Сперва запретили статью о Лаврове. Якобы противник Маркса Вырубов высказывается бледнее, нежели сторонник Маркса – Лавров. А в статье о Великой французской революции показана эта революция не так, как хочется цэковским работникам.
«Дальше – больше. Мельников и Черная. Работа о Гитлере, – пишет Кондратович. – Беляев: “Написано так, что возникает много аналогий с нашей партией”. Я хотел сказать, но сдержался, и, наверное, зря, надо было сказать: в каком мозгу возникают такие аналогии (хотя, конечно, аналогии есть, и сколько угодно). Но демагогам полезно высказывать такие прямые и пугающие мысли: так что же, вы видите сравнение и аналогию между фашистской и нашей партией?

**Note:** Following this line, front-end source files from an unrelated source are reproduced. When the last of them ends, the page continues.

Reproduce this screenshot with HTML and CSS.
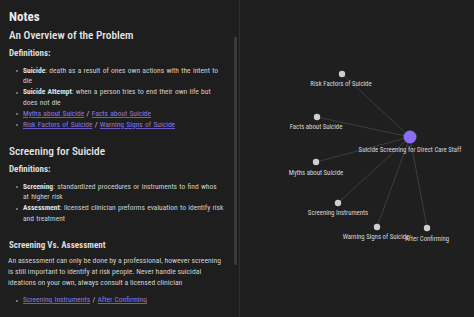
FILE: index.html
```html
<!DOCTYPE html>
<html>
<head>
<meta charset="utf-8">
<link rel="stylesheet" href="styles.css">
</head>
<body>
<div class="app">
  <div class="notes">
    <h1 class="title">Notes</h1>
    <h2 class="h2">An Overview of the Problem</h2>
    <h3 class="h3">Definitions:</h3>
    <ul class="list">
      <li><b>Suicide</b>: death as a result of ones own actions with the intent to die</li>
      <li><b>Suicide Attempt</b>: when a person tries to end their own life but does not die</li>
      <li><a href="#">Myths about Suicide</a> / <a href="#">Facts about Suicide</a></li>
      <li><a href="#">Risk Factors of Suicide</a> / <a href="#">Warning Signs of Suicide</a></li>
    </ul>
    <h2 class="h2 sec">Screening for Suicide</h2>
    <h3 class="h3">Definitions:</h3>
    <ul class="list">
      <li><b>Screening</b>: standardized procedures or instruments to find whos at higher risk</li>
      <li><b>Assessment</b>: licensed clinician preforms evaluation to identify risk and treatment</li>
    </ul>
    <h3 class="h3 sec3">Screening Vs. Assessment</h3>
    <p class="para">An assessment can only be done by a professional, however screening is still important to identify at risk people. Never handle suicidal ideations on your own, always consult a licensed clinician</p>
    <ul class="list">
      <li><a href="#">Screening Instruments</a> / <a href="#">After Confirming</a></li>
    </ul>
    <div class="scrollbar"></div>
  </div>
  <div class="graph">
    <svg class="graph-svg" width="234" height="317" viewBox="0 0 234 317">
      <g class="edges">
        <line x1="170" y1="137" x2="102" y2="74"/>
        <line x1="170" y1="137" x2="77" y2="117"/>
        <line x1="170" y1="137" x2="76" y2="162"/>
        <line x1="170" y1="137" x2="98" y2="203"/>
        <line x1="170" y1="137" x2="137" y2="227"/>
        <line x1="170" y1="137" x2="187" y2="228"/>
      </g>
      <g class="nodes">
        <circle cx="102" cy="74" r="3.2"/>
        <circle cx="77" cy="117" r="3.2"/>
        <circle cx="76" cy="162" r="3.2"/>
        <circle cx="98" cy="203" r="3.2"/>
        <circle cx="137" cy="227" r="3.2"/>
        <circle cx="187" cy="228" r="3.2"/>
        <circle class="hub" cx="170" cy="137" r="6.5"/>
      </g>
      <g class="labels">
        <text x="101" y="85.5">Risk Factors of Suicide</text>
        <text x="76" y="128.5">Facts about Suicide</text>
        <text x="170" y="151.5">Suicide Screening for Direct Care Staff</text>
        <text x="76" y="174.5">Myths about Suicide</text>
        <text x="98" y="214.5">Screening Instruments</text>
        <text x="136" y="238.5">Warning Signs of Suicide</text>
        <text x="187" y="240.5">After Confirming</text>
      </g>
    </svg>
  </div>
</div>
</body>
</html>
```
FILE: styles.css
```css
* { box-sizing: border-box; }
html, body { margin: 0; padding: 0; }
body {
  width: 474px;
  height: 317px;
  overflow: hidden;
  background: #1e1e1e;
  font-family: "Roboto Condensed", "Roboto", sans-serif;
  color: #cfcfcf;
}
.app {
  display: flex;
  width: 474px;
  height: 317px;
}
.notes {
  position: relative;
  width: 240px;
  flex: none;
  padding: 8px 15.5px 0 8px;
  background: #1e1e1e;
  border-right: 1px solid #303030;
  overflow: hidden;
}
.title {
  margin: 0;
  padding-left: 1px;
  font-size: 13px;
  line-height: 18px;
  font-weight: 700;
  color: #ececec;
}
.h2 {
  margin: 2px 0 0;
  padding-left: 1px;
  font-size: 11.3px;
  line-height: 16px;
  font-weight: 500;
  color: #e6e6e6;
}
.h2.sec { margin-top: 13.6px; }
.h3 {
  margin: 3px 0 0;
  padding-left: 1px;
  font-size: 9px;
  line-height: 12px;
  font-weight: 700;
  color: #dcdcdc;
}
.h3.sec3 { margin-top: 14px; }
.list {
  margin: 6.6px 0 0;
  padding: 0 0 0 15px;
  font-size: 7.5px;
  word-spacing: 0.6px;
  line-height: 10.8px;
  list-style: none;
}
.list li { position: relative; }
.list li::before {
  content: "";
  position: absolute;
  left: -7px;
  top: 4.6px;
  width: 2px;
  height: 2px;
  border-radius: 50%;
  background: #8a8a8a;
}
.list b { font-weight: 700; color: #e2e2e2; }
.list a {
  color: #8c78e6;
  text-decoration: underline;
  text-decoration-color: #6c5cc0;
}
.para {
  margin: 5.6px 0 0;
  font-size: 7.7px;
  line-height: 10.7px;
}
.scrollbar {
  position: absolute;
  right: 2px;
  top: 37px;
  width: 3px;
  height: 228px;
  background: #3a3a3a;
  border-radius: 1px;
}
.graph {
  flex: 1;
  background: #1f1f1f;
}
.graph-svg { display: block; }
.edges line { stroke: #454545; stroke-width: 0.8; }
.nodes circle { fill: #cfcfcf; }
.nodes .hub { fill: #8b6cf2; }
.labels text {
  font-family: "Roboto Condensed", "Roboto", sans-serif;
  font-size: 6.8px;
  fill: #d8d8d8;
  text-anchor: middle;
}
```
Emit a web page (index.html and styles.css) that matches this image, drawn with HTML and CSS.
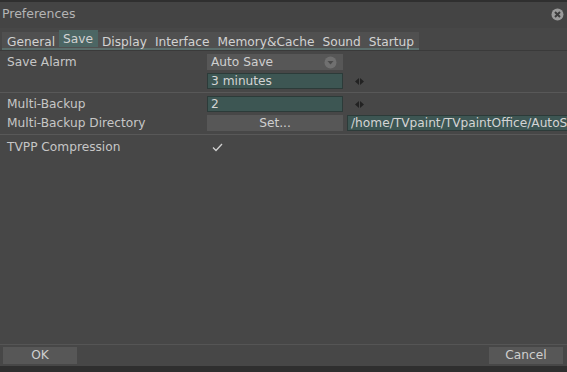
FILE: index.html
```html
<!DOCTYPE html>
<html lang="en">
<head>
  <meta charset="UTF-8">
  <meta name="viewport" content="width=device-width, initial-scale=1.0">
  <title>Preferences</title>
  <link rel="stylesheet" href="styles.css">
</head>
<body>
  <div class="window">
    <div class="titlebar">
      <span class="title">Preferences</span>
      <svg class="close" width="13" height="13" viewBox="0 0 13 13">
        <circle cx="6.5" cy="6.5" r="6" fill="#9a9a9a"/>
        <path d="M4 4 L9 9 M9 4 L4 9" stroke="#3c3c3c" stroke-width="2"/>
      </svg>
    </div>

    <div class="tabrow">
      <div class="tabs">
        <span class="tab">General</span>
        <span class="tab active">Save</span>
        <span class="tab">Display</span>
        <span class="tab">Interface</span>
        <span class="tab">Memory&amp;Cache</span>
        <span class="tab">Sound</span>
        <span class="tab">Startup</span>
      </div>
    </div>

    <div class="group">
      <div class="label">Save Alarm</div>
      <div class="select">Auto Save
        <svg width="13" height="13" viewBox="0 0 13 13">
          <circle cx="6.5" cy="6.5" r="6" fill="#707070"/>
          <path d="M3.5 5 L9.5 5 L6.5 8.5 Z" fill="#4a4a4a"/>
        </svg>
      </div>
      <div></div>
      <div></div>
      <div class="field">3 minutes</div>
      <div class="spin"><svg width="9" height="7" viewBox="0 0 9 7"><path d="M0 3.5 L4 0 L4 7 Z M5 0 L9 3.5 L5 7 Z" fill="#222"/></svg></div>
    </div>

    <div class="group">
      <div class="label">Multi-Backup</div>
      <div class="field">2</div>
      <div class="spin"><svg width="9" height="7" viewBox="0 0 9 7"><path d="M0 3.5 L4 0 L4 7 Z M5 0 L9 3.5 L5 7 Z" fill="#222"/></svg></div>
      <div class="label">Multi-Backup Directory</div>
      <div class="button">Set...</div>
      <div class="field path">/home/TVpaint/TVpaintOffice/AutoSave</div>
    </div>

    <div class="group last">
      <div class="label">TVPP Compression</div>
      <div class="check">
        <svg width="11" height="9" viewBox="0 0 11 9"><path d="M1 4.5 L4 7.5 L10 1" fill="none" stroke="#d0d0d0" stroke-width="1.3"/></svg>
      </div>
      <div></div>
    </div>

    <div class="spacer"></div>

    <div class="footer">
      <div class="button wide">OK</div>
      <div class="button wide">Cancel</div>
    </div>
  </div>
</body>
</html>
```

FILE: styles.css
```css
html, body {
  margin: 0;
  height: 100%;
  overflow: hidden;
}
body {
  background: #474747;
  font-family: "DejaVu Sans", sans-serif;
  font-size: 12.2px;
  color: #c6c6c6;
}
.window {
  display: flex;
  flex-direction: column;
  height: 100%;
  border-top: 2px solid #2f2f2f;
  border-bottom: 6px solid #2f2f2f;
  box-sizing: border-box;
}
.titlebar {
  display: flex;
  align-items: flex-start;
  justify-content: space-between;
  height: 26px;
  box-sizing: border-box;
  padding: 4px 3px 0 2px;
  background: #444;
}
.title {
  color: #b4b4b4;
  font-size: 12.5px;
  line-height: 15px;
}
.close {
  margin-top: 2px;
}
.tabrow {
  height: 22px;
  display: flex;
  align-items: flex-end;
  border-bottom: 1px solid #3a3a3a;
}
.tabs {
  display: flex;
  margin-left: 2px;
  height: 16px;
  background: #505050;
  border-bottom: 2px solid #5b6e6c;
  padding-right: 1px;
}
.tab {
  padding: 0 4px;
  height: 16px;
  line-height: 20px;
  color: #d2d2d2;
  white-space: nowrap;
}
.tab:first-child {
  padding-left: 5px;
}
.tab.active {
  background: #4c6664;
  height: 17px;
  line-height: 18px;
  margin-top: -2px;
  padding: 0 5px 0 4px;
}
.group {
  display: grid;
  grid-template-columns: 200px 136px 1fr;
  grid-auto-rows: 16px;
  row-gap: 3px;
  padding: 3px 0 3px 7px;
  border-bottom: 1px solid #585858;
}
.group:first-of-type {
  grid-template-rows: 17px 16px;
  padding-bottom: 2px;
}
.group.last {
  border-bottom: none;
  padding-top: 4px;
}
.label {
  line-height: 17px;
  white-space: nowrap;
}
.select {
  display: flex;
  align-items: center;
  justify-content: space-between;
  background: #575757;
  padding: 0 6px 0 4px;
  color: #cfcfcf;
}
.field {
  background: #3d5653;
  border: 1px solid #2c3b39;
  padding: 0 3px;
  line-height: 15px;
  color: #d4d4d4;
  white-space: nowrap;
  overflow: hidden;
}
.path {
  margin-left: 4px;
  margin-right: -20px;
}
.spin {
  display: flex;
  align-items: center;
  padding-left: 12px;
}
.button {
  background: #575757;
  text-align: center;
  line-height: 17px;
  color: #cfcfcf;
}
.check {
  display: flex;
  align-items: center;
  padding-left: 5px;
}
.spacer {
  flex: 1;
}
.footer {
  display: flex;
  justify-content: space-between;
  border-top: 1px solid #555;
  padding: 2px 4px 2px 3px;
}
.button.wide {
  width: 74px;
  height: 17px;
  line-height: 17px;
}
```
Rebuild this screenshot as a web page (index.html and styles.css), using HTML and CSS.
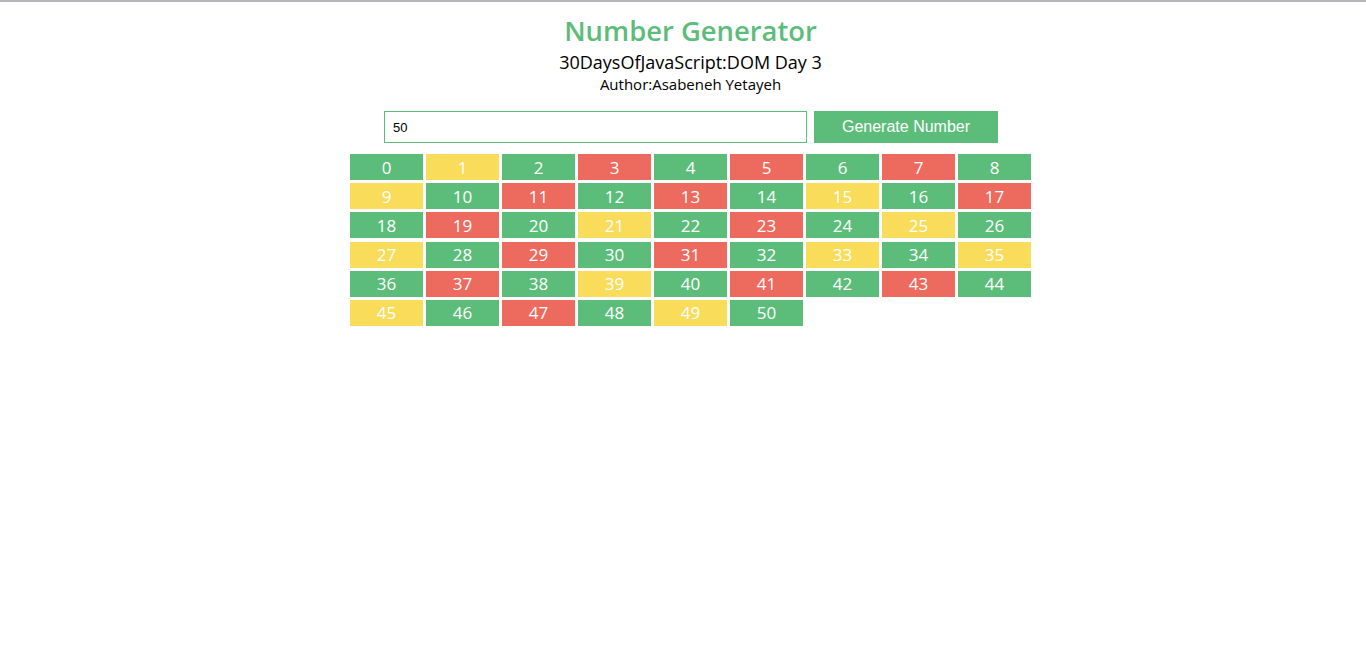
FILE: index.html
```html
<!DOCTYPE html>
<html>
<head>
<meta charset="utf-8">
<link rel="stylesheet" href="styles.css">
</head>
<body>
<div class="page">
  <header class="header">
    <h1 class="title">Number Generator</h1>
    <h2 class="subtitle">30DaysOfJavaScript:DOM Day 3</h2>
    <h3 class="author">Author:Asabeneh Yetayeh</h3>
  </header>
  <div class="controls">
    <input class="num-input" type="text" value="50">
    <button class="gen-btn">Generate Number</button>
  </div>
  <div class="grid" id="grid"></div>
</div>
<script src="script.js"></script>
</body>
</html>
```
FILE: styles.css
```css
html, body {
  margin: 0;
  padding: 0;
  background: #fff;
}
body {
  border-top: 2px solid #b4b4bb;
  font-family: "Open Sans", "Noto Sans", sans-serif;
}
.page {
  padding-left: 15px;
  display: flex;
  flex-direction: column;
  align-items: center;
}
.header {
  text-align: center;
}
.title {
  margin: 12px 0 0;
  font-size: 27.4px;
  line-height: 34px;
  font-weight: 600;
  color: #5cbd7a;
}
.subtitle {
  margin: 2px 0 0;
  font-size: 18px;
  line-height: 24px;
  font-weight: 400;
  color: #000;
}
.author {
  margin: 0;
  font-size: 15px;
  line-height: 20px;
  font-weight: 400;
  color: #000;
}
.controls {
  display: flex;
  gap: 7px;
  margin-top: 17px;
  padding-left: 1px;
}
.num-input {
  box-sizing: border-box;
  width: 423px;
  height: 32px;
  border: 1px solid #5cbd7a;
  padding: 0 8px;
  font-family: "Liberation Sans", Arial, sans-serif;
  font-size: 13px;
  color: #000;
  outline: none;
}
.gen-btn {
  box-sizing: border-box;
  width: 184px;
  height: 32px;
  border: none;
  background: #5cbd7a;
  color: #fff;
  font-family: "Liberation Sans", Arial, sans-serif;
  font-size: 16px;
  padding: 0;
}
.grid {
  display: grid;
  grid-template-columns: repeat(9, 73px);
  column-gap: 3px;
  row-gap: 3.2px;
  margin-top: 11px;
}
.cell {
  height: 26px;
  display: flex;
  align-items: center;
  justify-content: center;
  color: #fff;
  font-size: 17px;
}
.even { background: #5cbd7a; }
.odd { background: #f8dc5a; }
.prime { background: #ec6b5e; }
```
FILE: script.js
```js
(function () {
  var grid = document.getElementById('grid');
  function isPrime(n) {
    if (n < 2) return false;
    for (var i = 2; i * i <= n; i++) if (n % i === 0) return false;
    return true;
  }
  for (var i = 0; i <= 50; i++) {
    var d = document.createElement('div');
    var cls = 'cell ';
    if (i % 2 === 0) cls += 'even';
    else if (isPrime(i)) cls += 'prime';
    else cls += 'odd';
    d.className = cls;
    d.textContent = i;
    grid.appendChild(d);
  }
})();
```
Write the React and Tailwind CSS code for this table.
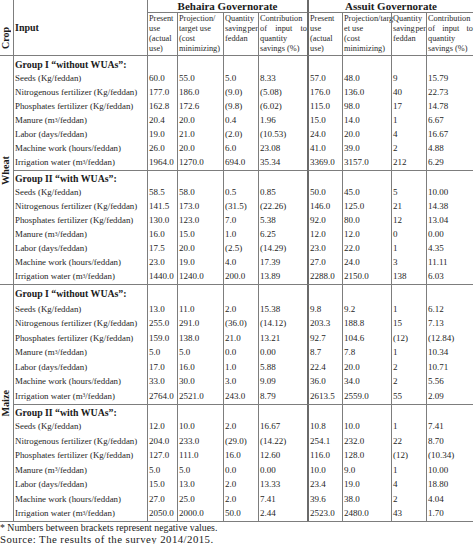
import React from "react";

const groups = [
  {
    crop: "Wheat",
    parts: [
      {
        title: "Group I \u201cwithout WUAs\u201d:",
        h: "h-[17px]",
        rh: "h-[14px]",
        rows: [
          ["60.0", "55.0", "5.0", "8.33", "57.0", "48.0", "9", "15.79"],
          ["177.0", "186.0", "(9.0)", "(5.08)", "176.0", "136.0", "40", "22.73"],
          ["162.8", "172.6", "(9.8)", "(6.02)", "115.0", "98.0", "17", "14.78"],
          ["20.4", "20.0", "0.4", "1.96", "15.0", "14.0", "1", "6.67"],
          ["19.0", "21.0", "(2.0)", "(10.53)", "24.0", "20.0", "4", "16.67"],
          ["26.0", "20.0", "6.0", "23.08", "41.0", "39.0", "2", "4.88"],
          ["1964.0", "1270.0", "694.0", "35.34", "3369.0", "3157.0", "212", "6.29"],
        ],
      },
      {
        title: "Group II \u201cwith WUAs\u201d:",
        h: "h-[16px]",
        rh: "h-[14px]",
        rows: [
          ["58.5", "58.0", "0.5", "0.85", "50.0", "45.0", "5", "10.00"],
          ["141.5", "173.0", "(31.5)", "(22.26)", "146.0", "125.0", "21", "14.38"],
          ["130.0", "123.0", "7.0", "5.38", "92.0", "80.0", "12", "13.04"],
          ["16.0", "15.0", "1.0", "6.25", "12.0", "12.0", "0", "0.00"],
          ["17.5", "20.0", "(2.5)", "(14.29)", "23.0", "22.0", "1", "4.35"],
          ["23.0", "19.0", "4.0", "17.39", "27.0", "24.0", "3", "11.11"],
          ["1440.0", "1240.0", "200.0", "13.89", "2288.0", "2150.0", "138", "6.03"],
        ],
      },
    ],
  },
  {
    crop: "Maize",
    parts: [
      {
        title: "Group I \u201cwithout WUAs\u201d:",
        h: "h-[18px]",
        rh: "h-[14.5px]",
        rows: [
          ["13.0", "11.0", "2.0", "15.38", "9.8", "9.2", "1", "6.12"],
          ["255.0", "291.0", "(36.0)", "(14.12)", "203.3", "188.8", "15", "7.13"],
          ["159.0", "138.0", "21.0", "13.21", "92.7", "104.6", "(12)", "(12.84)"],
          ["5.0", "5.0", "0.0", "0.00", "8.7", "7.8", "1", "10.34"],
          ["17.0", "16.0", "1.0", "5.88", "22.4", "20.0", "2", "10.71"],
          ["33.0", "30.0", "3.0", "9.09", "36.0", "34.0", "2", "5.56"],
          ["2764.0", "2521.0", "243.0", "8.79", "2613.5", "2559.0", "55", "2.09"],
        ],
      },
      {
        title: "Group II \u201cwith WUAs\u201d:",
        h: "h-[16px]",
        rh: "h-[14.5px]",
        rows: [
          ["12.0", "10.0", "2.0", "16.67", "10.8", "10.0", "1", "7.41"],
          ["204.0", "233.0", "(29.0)", "(14.22)", "254.1", "232.0", "22", "8.70"],
          ["127.0", "111.0", "16.0", "12.60", "116.0", "128.0", "(12)", "(10.34)"],
          ["5.0", "5.0", "0.0", "0.00", "10.0", "9.0", "1", "10.00"],
          ["15.0", "13.0", "2.0", "13.33", "23.4", "19.0", "4", "18.80"],
          ["27.0", "25.0", "2.0", "7.41", "39.6", "38.0", "2", "4.04"],
          ["2050.0", "2000.0", "50.0", "2.44", "2523.0", "2480.0", "43", "1.70"],
        ],
      },
    ],
  },
];

const M3 = () => (
  <>
    m<sup className="text-[5.5px] relative -top-[1px]">3</sup>
  </>
);

const labels = [
  "Seeds (Kg/feddan)",
  "Nitrogenous fertilizer (Kg/feddan)",
  "Phosphates fertilizer (Kg/feddan)",
  <>Manure (<M3 />/feddan)</>,
  "Labor (days/feddan)",
  "Machine work (hours/feddan)",
  <>Irrigation water (<M3 />/feddan)</>,
];

const line = "border-[#7d7d7d]";

function SubHead({ lines, sep }) {
  return (
    <div
      className={`h-[42px] ${sep ? "border-l-[2px] border-[#6a6a6a]" : `border-l ${line}`} pl-[1px] pt-[1px] text-[8.3px] leading-[10px] text-[#2a2a2a]`}
    >
      {lines.map((l, i) =>
        Array.isArray(l) ? (
          <div key={i} className="flex justify-between whitespace-nowrap">
            {l.map((w, j) => (
              <span key={j}>{w}</span>
            ))}
          </div>
        ) : (
          <div key={i} className="whitespace-nowrap">
            {l}
          </div>
        )
      )}
    </div>
  );
}

export default function App() {
  const presentLines = ["Present", "use", "(actual", "use)"];
  const qtyLines = ["Quantity", ["saving", "per"], "feddan"];
  const contrLines = ["Contribution", ["of", "input", "to"], "quantity", "savings (%)"];

  return (
    <div
      className="w-[474px] h-[544px] overflow-hidden bg-white text-[#1a1a1a]"
      style={{ fontFamily: '"Liberation Serif", "Times New Roman", serif' }}
    >
      <div className="grid grid-cols-[12.5px_134.5px_30px_46px_35px_49px_35px_49px_35px_47px] w-[473px]">
        {/* Header */}
        <div className="row-span-2 flex items-end justify-center pb-[6px]">
          <span className="[writing-mode:vertical-rl] rotate-180 text-[10px] font-bold leading-none">
            Crop
          </span>
        </div>
        <div className={`row-span-2 border-l ${line} flex items-center pl-[1.5px] text-[10px] font-bold`}>
          Input
        </div>
        <div
          className={`col-span-4 h-[13px] border-l border-b ${line} flex items-center justify-center text-[11px] font-bold leading-none`}
        >
          Behaira Governorate
        </div>
        <div
          className={`col-span-4 h-[13px] border-l-[2px] border-b border-[#6a6a6a] border-b-[#7d7d7d] flex items-center justify-center text-[11px] font-bold leading-none`}
        >
          Assuit Governorate
        </div>
        <SubHead lines={presentLines} />
        <SubHead lines={["Projection/", "target use", "(cost", "minimizing)"]} />
        <SubHead lines={qtyLines} />
        <SubHead lines={contrLines} />
        <SubHead lines={presentLines} sep />
        <SubHead lines={["Projection/targ", "et use", "(cost", "minimizing)"]} />
        <SubHead lines={qtyLines} />
        <SubHead lines={contrLines} />

        {/* Body */}
        {groups.map((g, gi) => (
          <React.Fragment key={gi}>
            <div
              className={`col-start-1 [grid-row:span_16] border-t ${line} flex items-center justify-center`}
            >
              <span className="[writing-mode:vertical-rl] rotate-180 text-[10.2px] font-bold leading-none">
                {g.crop}
              </span>
            </div>
            {g.parts.map((p, pi) => (
              <React.Fragment key={pi}>
                <div
                  className={`${p.h} border-t border-l ${line} flex items-center pl-[1.5px] pt-[2px] text-[9.8px] font-bold whitespace-nowrap`}
                >
                  {p.title}
                </div>
                {Array.from({ length: 8 }).map((_, ci) => (
                  <div
                    key={ci}
                    className={`${p.h} border-t ${
                      ci === 4 ? "border-l-[2px] border-l-[#6a6a6a]" : "border-l border-l-[#7d7d7d]"
                    } border-t-[#7d7d7d]`}
                  />
                ))}
                {p.rows.map((r, ri) => (
                  <React.Fragment key={ri}>
                    <div
                      className={`${p.rh} border-l ${line} flex items-center pl-[1.5px] text-[8.9px] whitespace-nowrap text-[#262626]`}
                    >
                      {labels[ri]}
                    </div>
                    {r.map((v, ci) => (
                      <div
                        key={ci}
                        className={`${p.rh} ${
                          ci === 4 ? "border-l-[2px] border-[#6a6a6a]" : `border-l ${line}`
                        } flex items-center pl-[1px] text-[9px] whitespace-nowrap text-[#262626]`}
                      >
                        {v}
                      </div>
                    ))}
                  </React.Fragment>
                ))}
              </React.Fragment>
            ))}
          </React.Fragment>
        ))}
        <div className={`col-span-10 border-t ${line}`} />
      </div>
      <div className="text-[9.8px] leading-[12px] text-[#1a1a1a] whitespace-nowrap">
        * Numbers between brackets represent negative values.
      </div>
      <div className="text-[10.8px] leading-[11px] tracking-[0.45px] text-[#1a1a1a] whitespace-nowrap">
        Source: The results of the survey 2014/2015.
      </div>
    </div>
  );
}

Но я не сказал, а он начал показывать, какие это места. Уйма. Всюду аналогии. И он, видимо, сам не понимает, что все это значит».
Дальше запись от того же числа:
«В кабинете А. Т. (Твардовского. – Л. Ч.) собрались все. Зашла речь об аналогиях. “Ах, они аналогий испугались. – Усмехнулся: – Еще бы, эти аналогии, конечно, есть”. После ухода А. Т. (Твардовского. – Л. Ч.) мы долго еще размышляли. Момент острейшего кризиса – это ясно всем. Но Володя (Лакшин. – Л. Ч.) точно заметил, что перемену направления они выбрали все же неумно: снимают работу… против Гитлера, антифашистскую по своей сущности. Это плацдарм, на котором можно воевать…»
И далее у Кондратовича уже другим шрифтом позднейшие размышления: «Это начало истории уникального номера журнала, который вышел с гигантским опозданием – в три с лишним месяца – и имел, вместо 18, 13 печатных листов. На пять листов меньше. Не знаю, был ли второй такой случай в истории советской печати».